DATA EXCERPT:
+ + + + + + +

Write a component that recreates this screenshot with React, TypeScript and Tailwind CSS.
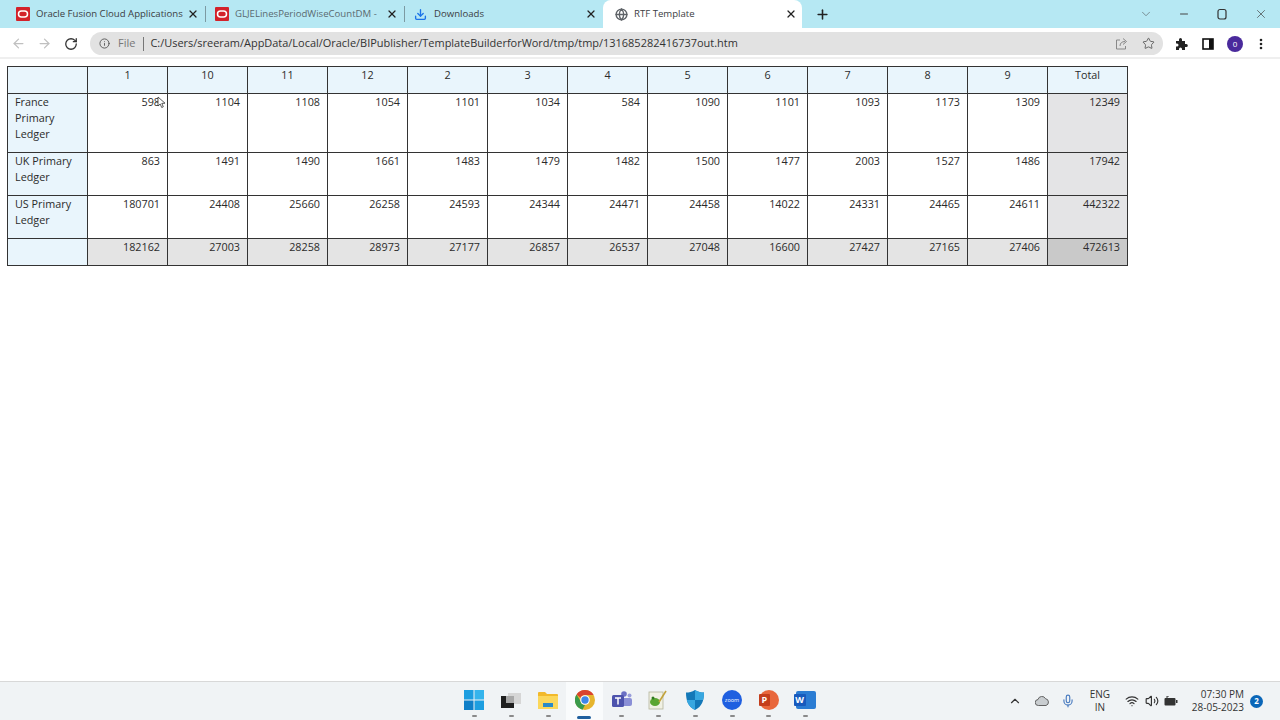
import { ArrowLeft, ArrowRight, RotateCw, Info, Star, X, Plus, ChevronDown, ChevronUp, Minus, Globe, Download, Mic, Wifi, Volume2 } from 'lucide-react';

const months = ['1', '10', '11', '12', '2', '3', '4', '5', '6', '7', '8', '9'];

const rows = [
  { label: ['France', 'Primary', 'Ledger'], height: 'h-[59px]', values: ['598', '1104', '1108', '1054', '1101', '1034', '584', '1090', '1101', '1093', '1173', '1309'], total: '12349' },
  { label: ['UK Primary', 'Ledger'], height: 'h-[43px]', values: ['863', '1491', '1490', '1661', '1483', '1479', '1482', '1500', '1477', '2003', '1527', '1486'], total: '17942' },
  { label: ['US Primary', 'Ledger'], height: 'h-[43px]', values: ['180701', '24408', '25660', '26258', '24593', '24344', '24471', '24458', '14022', '24331', '24465', '24611'], total: '442322' },
];

const totals = ['182162', '27003', '28258', '28973', '27177', '26857', '26537', '27048', '16600', '27427', '27165', '27406'];

function OracleIcon() {
  return (
    <svg width="14" height="14" viewBox="0 0 14 14" className="shrink-0">
      <rect width="14" height="14" rx="1" fill="#d3222a" />
      <rect x="2.5" y="4" width="9" height="6" rx="3" fill="none" stroke="#fff" strokeWidth="1.5" />
    </svg>
  );
}

function Tab({ icon, title, active, divider, muted }: { icon: React.ReactNode; title: string; active?: boolean; divider?: boolean; muted?: boolean }) {
  return (
    <div className={`relative flex h-[28px] w-[199px] items-center ${active ? 'rounded-t-lg bg-white pl-[12px]' : 'pl-[10px]'}`}>
      <div className={`flex shrink-0 items-center ${active ? 'w-[19px]' : 'w-[20px]'}`}>{icon}</div>
      <span className={`w-[150px] whitespace-nowrap text-[9.6px] ${muted ? 'text-[#5a6a70]' : 'text-[#3c4043]'}`}>{title}</span>
      <X size={12} strokeWidth={2.5} className="ml-[1px] shrink-0 text-[#222]" />
      {divider && <div className="absolute right-[-1px] top-[6px] h-[16px] w-px bg-[#7c9aa2]" />}
    </div>
  );
}

function TaskIcon({ children, active }: { children: React.ReactNode; active?: boolean }) {
  return (
    <div className={`relative flex h-[38px] w-[36.8px] items-center justify-center pb-[2px] ${active ? 'bg-[#f9fbfc]' : ''}`}>
      {children}
      {active ? (
        <div className="absolute bottom-[1px] left-[11px] h-[3px] w-[14px] rounded bg-[#1f5f9e]" />
      ) : (
        <div className="absolute bottom-[3px] left-[16px] h-[2px] w-[5px] rounded bg-[#8a8a8a]" />
      )}
    </div>
  );
}

export default function App() {
  return (
    <div className="relative flex h-[720px] w-[1280px] flex-col overflow-hidden bg-white font-['Open_Sans',sans-serif]">
      {/* Tab strip */}
      <div className="flex h-[28px] shrink-0 items-center bg-[#b6e8f3] pl-[6px]">
        <Tab icon={<OracleIcon />} title="Oracle Fusion Cloud Applications" divider />
        <Tab icon={<OracleIcon />} title="GLJELinesPeriodWiseCountDM -" divider muted />
        <Tab icon={<Download size={13} strokeWidth={2.5} className="text-[#1a73e8]" />} title="Downloads" />
        <Tab icon={<Globe size={13} strokeWidth={2.5} className="text-[#5f6368]" />} title="RTF Template" active />
        <Plus size={15} strokeWidth={2.5} className="ml-[13px] text-[#222]" />
        <ChevronDown size={14} strokeWidth={1.4} className="ml-[309px] text-[#6b7b80]" />
        <Minus size={12} className="ml-[25px] text-[#444]" />
        <svg width="10" height="12" viewBox="0 0 10 12" className="ml-[27px]"><rect x="1" y="1.5" width="8" height="9.5" rx="2" fill="none" stroke="#333" strokeWidth="1.2" /></svg>
        <X size={14} strokeWidth={1.2} className="ml-[27px] text-[#444]" />
      </div>

      {/* Toolbar */}
      <div className="flex h-[31px] shrink-0 items-center border-b-[2px] border-[#efefef] bg-white pl-[11px] pt-[2px]">
        <ArrowLeft size={15} className="text-[#c0c0c0]" />
        <ArrowRight size={15} className="ml-[11px] text-[#c0c0c0]" />
        <RotateCw size={14} strokeWidth={2.2} className="ml-[12px] text-[#333]" />
        <div className="ml-[12px] flex h-[23px] w-[1073px] items-center rounded-full bg-[#e2e2e2] pl-[9px]">
          <Info size={11} className="text-[#555]" />
          <span className="ml-[8px] text-[11px] text-[#777]">File</span>
          <div className="ml-[8px] h-[14px] w-px bg-[#777]" />
          <span className="ml-[6px] w-[960px] whitespace-nowrap text-[10.96px] text-[#333]">C:/Users/sreeram/AppData/Local/Oracle/BIPublisher/TemplateBuilderforWord/tmp/tmp/131685282416737out.htm</span>
          <svg width="13" height="13" viewBox="0 0 13 13" fill="none" stroke="#888" className="ml-[5px] shrink-0">
            <path d="M5 3H1.500v9h9V9M5 9c0-3 2-4.500 5-4.500M8 1.500l3.500 3-3.500 3" />
          </svg>
          <Star size={13} strokeWidth={1.6} className="ml-[14px] shrink-0 text-[#555]" />
        </div>
        <svg width="13" height="13" viewBox="0 0 13 13" className="ml-[12px] shrink-0">
          <path d="M1 4h3V2.500a1.500 1.500 0 0 1 3 0V4h3v3h1.300a1.500 1.500 0 0 1 0 3H10v3H7v-1a1.500 1.500 0 0 0-3 0v1H1V9.500h1a1.500 1.500 0 0 0 0-3H1z" fill="#222" />
        </svg>
        <svg width="12" height="12" viewBox="0 0 12 12" className="ml-[14px] shrink-0">
          <rect x="1" y="1" width="10" height="10" fill="none" stroke="#111" strokeWidth="1.6" />
          <rect x="7" y="1" width="4" height="10" fill="#111" />
        </svg>
        <div className="ml-[13px] flex h-[16px] w-[16px] shrink-0 items-center justify-center rounded-full bg-[#4a2a9c] text-[8px] text-white">0</div>
        <svg width="4" height="12" viewBox="0 0 4 12" className="ml-[16px] shrink-0">
          <circle cx="2" cy="2" r="1.300" fill="#222" /><circle cx="2" cy="6" r="1.300" fill="#222" /><circle cx="2" cy="10" r="1.300" fill="#222" />
        </svg>
      </div>

      {/* Report */}
      <div className="flex-1 pl-[7px] pt-[7px]">
        <table className="w-[1120px] table-fixed border-collapse text-[10.8px] leading-[16px] text-[#2b2b2b]">
          <tbody>
            <tr className="h-[27px]">
              <td className="w-[80px] border border-[#333] bg-[#e9f5fc]" />
              {months.map((m) => (
                <td key={m} className="w-[80px] border border-[#333] bg-[#e9f5fc] pb-[7px] text-center align-top">{m}</td>
              ))}
              <td className="w-[80px] border border-[#333] border-l-[#666] bg-[#e9f5fc] pb-[7px] text-center align-top">Total</td>
            </tr>
            {rows.map((row) => (
              <tr key={row.total} className={row.height}>
                <td className="border border-[#333] bg-[#e9f5fc] pl-[7px] align-top">
                  {row.label.map((line) => (
                    <div key={line}>{line}</div>
                  ))}
                </td>
                {row.values.map((v, i) => (
                  <td key={i} className="border border-[#333] pr-[7px] text-right align-top">{v}</td>
                ))}
                <td className="border border-[#333] border-l-[#666] bg-[#e4e4e6] pr-[7px] text-right align-top">{row.total}</td>
              </tr>
            ))}
            <tr className="h-[27px]">
              <td className="border border-[#333] bg-[#e9f5fc]" />
              {totals.map((v, i) => (
                <td key={i} className="border border-[#333] bg-[#e4e4e4] pr-[7px] text-right align-top">{v}</td>
              ))}
              <td className="border border-[#333] border-l-[#666] bg-[#c9c9c9] pr-[7px] text-right align-top">472613</td>
            </tr>
          </tbody>
        </table>
      </div>

      {/* Mouse cursor */}
      <svg width="9" height="13" viewBox="0 0 9 13" className="absolute left-[157px] top-[96px]">
        <path d="M1 1v9l2.200-2 1.500 3.500 1.600-.7L4.800 7.400 8 7.200z" fill="#fff" stroke="#333" strokeWidth="0.8" />
      </svg>

      {/* Taskbar */}
      <div className="flex h-[39px] shrink-0 items-center border-t border-[#d8d8d8] bg-[#f0f3f5] pl-[456px]">
        <TaskIcon>
          <svg width="20" height="20" viewBox="0 0 20 20">
            <rect width="9.500" height="9.500" fill="#1d9ee0" /><rect x="10.500" width="9.500" height="9.500" fill="#35b4ec" />
            <rect y="10.500" width="9.500" height="9.500" fill="#0f7fc8" /><rect x="10.500" y="10.500" width="9.500" height="9.500" fill="#1d9ee0" />
          </svg>
        </TaskIcon>
        <TaskIcon>
          <svg width="20" height="16" viewBox="0 0 20 16">
            <rect x="7" y="1" width="13" height="11" fill="#d6d6d6" /><rect y="4" width="13" height="12" fill="#1f1f1f" /><rect x="5" y="4" width="8" height="7" fill="#a8a8a8" />
          </svg>
        </TaskIcon>
        <TaskIcon>
          <svg width="20" height="18" viewBox="0 0 20 18">
            <path d="M0 2a1 1 0 0 1 1-1h6l2 2h10a1 1 0 0 1 1 1v13H0z" fill="#f2b92b" /><rect y="5" width="20" height="13" fill="#fbd75b" /><rect x="5" y="12" width="10" height="4" fill="#2a8ac9" />
          </svg>
        </TaskIcon>
        <TaskIcon active>
          <svg width="20" height="20" viewBox="0 0 20 20">
            <circle cx="10" cy="10" r="10" fill="#e6b52e" />
            <path d="M10 0a10 10 0 0 1 8.660 5H10a5 5 0 0 0-4.500 2.800L1.500 4.500A10 10 0 0 1 10 0z" fill="#d9432f" />
            <path d="M1.500 4.500l4 6.500a5 5 0 0 0 4.500 4l-2.500 4.700A10 10 0 0 1 1.500 4.500z" fill="#3a9a4b" />
            <circle cx="10" cy="10" r="4.800" fill="#fff" /><circle cx="10" cy="10" r="3.700" fill="#3f86e8" />
          </svg>
        </TaskIcon>
        <TaskIcon>
          <svg width="20" height="18" viewBox="0 0 20 18">
            <circle cx="12" cy="3" r="2.800" fill="#6b70c4" /><circle cx="17.500" cy="4.500" r="2" fill="#9a9edb" />
            <rect x="10" y="7" width="10" height="8" rx="2" fill="#8a8fd6" /><rect y="4" width="12" height="12" rx="1.500" fill="#4d53ad" />
            <path d="M3 7h6M6 7v6.500" stroke="#fff" strokeWidth="1.500" />
          </svg>
        </TaskIcon>
        <TaskIcon>
          <svg width="20" height="20" viewBox="0 0 20 20">
            <rect x="1" y="2" width="14" height="17" fill="#f1f1e4" stroke="#b5b59c" strokeWidth="0.8" />
            <ellipse cx="7" cy="12" rx="5" ry="4" fill="#5ba632" /><circle cx="5" cy="8" r="1.500" fill="#2f7a1d" />
            <path d="M11 12l7-11" stroke="#c2a23a" strokeWidth="1.600" />
          </svg>
        </TaskIcon>
        <TaskIcon>
          <svg width="18" height="20" viewBox="0 0 18 20">
            <path d="M9 0c3 2 6 2.500 9 2.500 0 8-2 14-9 17.500C2 16.500 0 10.500 0 2.500 3 2.500 6 2 9 0z" fill="#1478b8" />
            <path d="M9 0c3 2 6 2.500 9 2.500 0 2.500-.2 5-.8 7.500H9z" fill="#38a7e0" /><path d="M9 10H.8C1.800 14 4 17.500 9 20z" fill="#38a7e0" />
          </svg>
        </TaskIcon>
        <TaskIcon>
          <div className="flex h-[20px] w-[20px] items-center justify-center rounded-full bg-[#1f5fe0] text-[5.5px] text-white">zoom</div>
        </TaskIcon>
        <TaskIcon>
          <div className="relative flex h-[20px] w-[20px] items-center justify-center rounded-full bg-[#e8673c]">
            <span className="absolute left-0 top-[4px] flex h-[12px] w-[11px] items-center justify-center rounded-[1px] bg-[#c43e1c] text-[9px] font-bold text-white">P</span>
          </div>
        </TaskIcon>
        <TaskIcon>
          <div className="relative h-[18px] w-[20px] rounded-[2px] bg-[#2b7cd3]">
            <span className="absolute left-[-2px] top-[3px] flex h-[12px] w-[12px] items-center justify-center rounded-[1px] bg-[#185abd] text-[9px] font-bold text-white">W</span>
          </div>
        </TaskIcon>

        {/* System tray */}
        <ChevronUp size={14} strokeWidth={2} className="ml-[184px] text-[#333]" />
        <svg width="14" height="10" viewBox="0 0 14 10" className="ml-[13px]">
          <path d="M3.500 9.500a3 3 0 0 1-.5-6 4 4 0 0 1 7.500-.8 3.500 3.500 0 0 1 .5 6.800z" fill="#c9cdd0" stroke="#555" strokeWidth="0.9" />
        </svg>
        <Mic size={14} className="ml-[12px] text-[#4a7cc0]" />
        <div className="ml-[13px] w-[24px] text-center text-[10px] leading-[13px] text-[#333]">ENG<br />IN</div>
        <Wifi size={14} className="ml-[13px] text-[#333]" />
        <Volume2 size={14} className="ml-[6px] text-[#333]" />
        <svg width="14" height="10" viewBox="0 0 14 10" className="ml-[5px]">
          <rect x="0.500" y="2" width="11" height="7.500" rx="1" fill="#333" /><rect x="12" y="4" width="1.500" height="3" fill="#333" /><path d="M3 0v2M3 0h2" stroke="#333" />
        </svg>
        <div className="ml-[7px] w-[59px] text-right text-[10px] leading-[13px] text-[#333]">07:30 PM<br />28-05-2023</div>
        <div className="ml-[6px] flex h-[13px] w-[13px] items-center justify-center rounded-full bg-[#0a66b8] text-[8px] font-bold text-white">2</div>
      </div>
    </div>
  );
}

+ + + + + + +

GOAL: Please quote the lines of the material, beginning with the first and ending with the one that contains "Mic, Wifi, Volume2", exactly as written and without any pictures.

COMPLETE ANSWER:
Write a component that recreates this screenshot with React, TypeScript and Tailwind CSS.
import { ArrowLeft, ArrowRight, RotateCw, Info, Star, X, Plus, ChevronDown, ChevronUp, Minus, Globe, Download, Mic, Wifi, Volume2 } from 'lucide-react';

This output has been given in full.